Thursday, 29 July 2010

The citizen's right to choose - keystone of a fair society

“Life, liberty, and the pursuit of happiness” are among the inalienable rights of man enshrined in the American Declaration of Independence. Succinct as they already are, they can be further distilled down to the concept of choice.
Choice as applied to ideologies was at the heart of capitalism’s economic triumph over communism - and much of what now constitutes modern society is decided at the boundaries of choice.
I may not murder my neighbour however disagreeable nor drive through a red light and I have to pay taxes.
In a democratic society we appoint governments to decide on our behalf the limits of choice – and expect police and judiciary to enforce just laws. For example some drugs – alcohol and tobacco – are deemed legal, others not. The question of abortion is one of the clearest examples of the choice debate in action.
This is why civil liberties have to be stoutly defended because when an individual’s freedom/choice is restricted, the defence of such action must be shown that it is for the greater good.
Where constraint is unfairly applied, however trivial the issue, choice, as prized by such as the US Founding Fathers, is threatened and a keystone of civilised conduct is dislodged.
The nature v. nurture argument both make claims that choice is illusory but here it is called freewill.
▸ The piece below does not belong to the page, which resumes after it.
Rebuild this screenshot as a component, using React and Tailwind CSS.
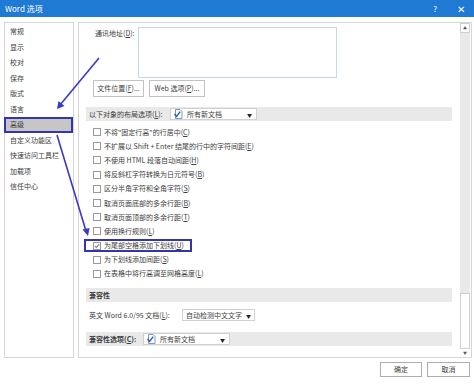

Meanwhile billions are spent on advertising and branding to sway consumer choice. But to suggest the action of human beings is merely the product of their genes, upbringing, or appetite is to overlook the many noble aspects of the species.
To close I’d like to consider a case where the bounds of choice are being extended - the UK Coalition government’s determination to scrap compulsory retirement at 65. It is undoubtedly good that an individual should have the right to work as long as he or she wishes to do so.
In this instance, however, the expansion of choice is erroneous. I suggest the numbers of seniors who have already laboured forty or fifty years and wish to continue - given the choice - are a small minority.
Money worries – prompted by the inadequacy of the state pension, the falling value of company pensions, inflation, and increased longevity – are the incentives to continue working beyond 65.
I would hope that employees still retired at 65 – but only after having been “bought out” by their employers. This way they can leave with a nice nest egg rather than just a ‘Farewell’ card.

1 comment:

  1. Quite the reverse unfortunately GC, says Jaffa. What with more and more companies reneging on their pension arrangements and govenments wanting us all to work indefinitely. e used to be the 'shop until you drop' society. Now the message s 'work until you wither'.